THE EXERCISE: Write the entries out again exactly as they stand, but without the pictures.

:: EXERCISE DATA

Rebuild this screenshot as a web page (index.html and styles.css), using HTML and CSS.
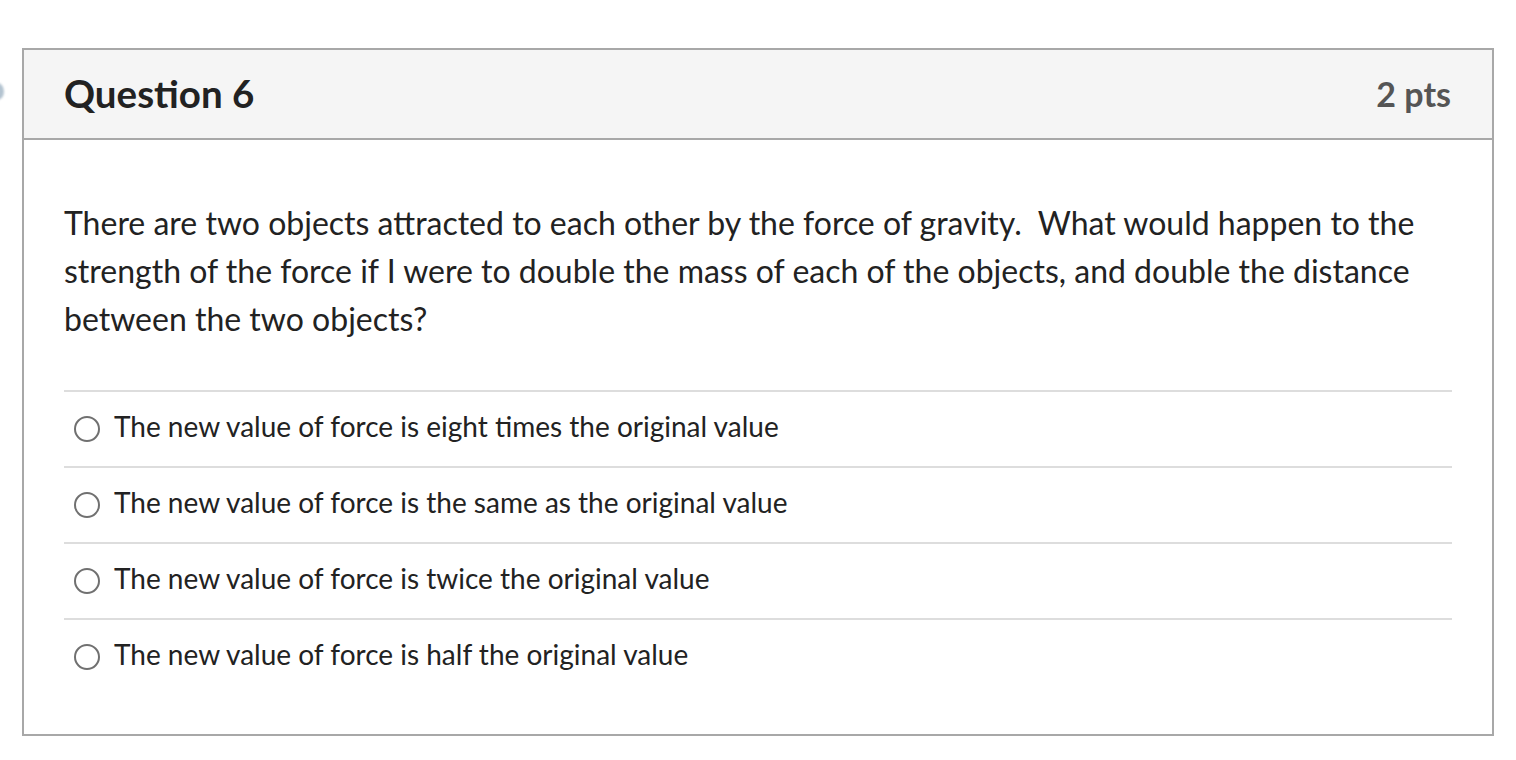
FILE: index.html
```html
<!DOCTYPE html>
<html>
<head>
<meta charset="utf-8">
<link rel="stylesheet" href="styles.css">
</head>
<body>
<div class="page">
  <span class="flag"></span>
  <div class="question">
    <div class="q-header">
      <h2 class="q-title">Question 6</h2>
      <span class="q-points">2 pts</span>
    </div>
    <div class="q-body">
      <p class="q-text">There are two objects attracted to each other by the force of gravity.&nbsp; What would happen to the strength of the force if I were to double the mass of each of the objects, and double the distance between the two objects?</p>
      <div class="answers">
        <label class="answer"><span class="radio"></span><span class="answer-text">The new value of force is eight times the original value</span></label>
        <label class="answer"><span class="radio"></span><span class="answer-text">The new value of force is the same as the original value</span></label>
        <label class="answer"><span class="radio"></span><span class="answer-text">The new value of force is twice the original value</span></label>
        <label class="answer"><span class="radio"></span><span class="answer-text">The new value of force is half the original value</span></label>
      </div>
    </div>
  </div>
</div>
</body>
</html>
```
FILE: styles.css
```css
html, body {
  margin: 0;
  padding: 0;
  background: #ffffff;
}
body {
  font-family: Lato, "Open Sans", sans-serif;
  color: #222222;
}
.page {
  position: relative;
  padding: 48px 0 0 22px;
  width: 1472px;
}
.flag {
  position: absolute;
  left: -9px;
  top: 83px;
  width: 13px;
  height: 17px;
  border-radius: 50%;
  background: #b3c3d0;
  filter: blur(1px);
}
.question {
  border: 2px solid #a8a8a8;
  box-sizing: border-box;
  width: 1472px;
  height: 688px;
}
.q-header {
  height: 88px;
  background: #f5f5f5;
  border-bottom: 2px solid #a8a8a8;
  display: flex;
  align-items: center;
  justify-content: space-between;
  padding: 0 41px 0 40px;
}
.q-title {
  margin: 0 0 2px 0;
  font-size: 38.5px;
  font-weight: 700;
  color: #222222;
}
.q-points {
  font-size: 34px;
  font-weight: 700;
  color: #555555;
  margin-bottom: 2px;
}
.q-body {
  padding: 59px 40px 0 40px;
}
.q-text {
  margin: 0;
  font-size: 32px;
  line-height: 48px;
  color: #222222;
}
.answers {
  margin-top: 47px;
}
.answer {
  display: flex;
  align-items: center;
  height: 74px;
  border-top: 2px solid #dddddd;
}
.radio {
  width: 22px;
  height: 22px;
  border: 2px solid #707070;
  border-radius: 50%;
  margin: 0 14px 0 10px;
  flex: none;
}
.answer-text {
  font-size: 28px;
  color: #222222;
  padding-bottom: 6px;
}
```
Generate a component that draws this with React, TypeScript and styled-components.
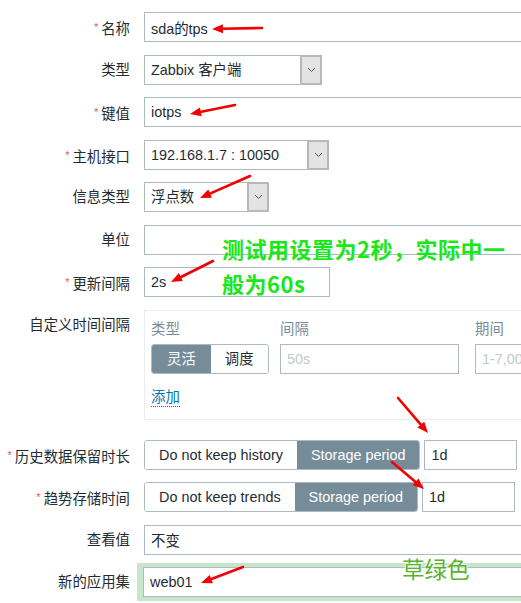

::::

EXERCISE SOLUTION:
Rebuild this screenshot as a web page (index.html and styles.css), using HTML and CSS.
FILE: index.html
```html
<!DOCTYPE html>
<html>
<head>
<meta charset="utf-8">
<link rel="stylesheet" href="styles.css">
</head>
<body>
<div class="page">
  <span class="flag"></span>
  <div class="question">
    <div class="q-header">
      <h2 class="q-title">Question 6</h2>
      <span class="q-points">2 pts</span>
    </div>
    <div class="q-body">
      <p class="q-text">There are two objects attracted to each other by the force of gravity.&nbsp; What would happen to the strength of the force if I were to double the mass of each of the objects, and double the distance between the two objects?</p>
      <div class="answers">
        <label class="answer"><span class="radio"></span><span class="answer-text">The new value of force is eight times the original value</span></label>
        <label class="answer"><span class="radio"></span><span class="answer-text">The new value of force is the same as the original value</span></label>
        <label class="answer"><span class="radio"></span><span class="answer-text">The new value of force is twice the original value</span></label>
        <label class="answer"><span class="radio"></span><span class="answer-text">The new value of force is half the original value</span></label>
      </div>
    </div>
  </div>
</div>
</body>
</html>
```
FILE: styles.css
```css
html, body {
  margin: 0;
  padding: 0;
  background: #ffffff;
}
body {
  font-family: Lato, "Open Sans", sans-serif;
  color: #222222;
}
.page {
  position: relative;
  padding: 48px 0 0 22px;
  width: 1472px;
}
.flag {
  position: absolute;
  left: -9px;
  top: 83px;
  width: 13px;
  height: 17px;
  border-radius: 50%;
  background: #b3c3d0;
  filter: blur(1px);
}
.question {
  border: 2px solid #a8a8a8;
  box-sizing: border-box;
  width: 1472px;
  height: 688px;
}
.q-header {
  height: 88px;
  background: #f5f5f5;
  border-bottom: 2px solid #a8a8a8;
  display: flex;
  align-items: center;
  justify-content: space-between;
  padding: 0 41px 0 40px;
}
.q-title {
  margin: 0 0 2px 0;
  font-size: 38.5px;
  font-weight: 700;
  color: #222222;
}
.q-points {
  font-size: 34px;
  font-weight: 700;
  color: #555555;
  margin-bottom: 2px;
}
.q-body {
  padding: 59px 40px 0 40px;
}
.q-text {
  margin: 0;
  font-size: 32px;
  line-height: 48px;
  color: #222222;
}
.answers {
  margin-top: 47px;
}
.answer {
  display: flex;
  align-items: center;
  height: 74px;
  border-top: 2px solid #dddddd;
}
.radio {
  width: 22px;
  height: 22px;
  border: 2px solid #707070;
  border-radius: 50%;
  margin: 0 14px 0 10px;
  flex: none;
}
.answer-text {
  font-size: 28px;
  color: #222222;
  padding-bottom: 6px;
}
```
Generate a component that draws this with React, TypeScript and styled-components.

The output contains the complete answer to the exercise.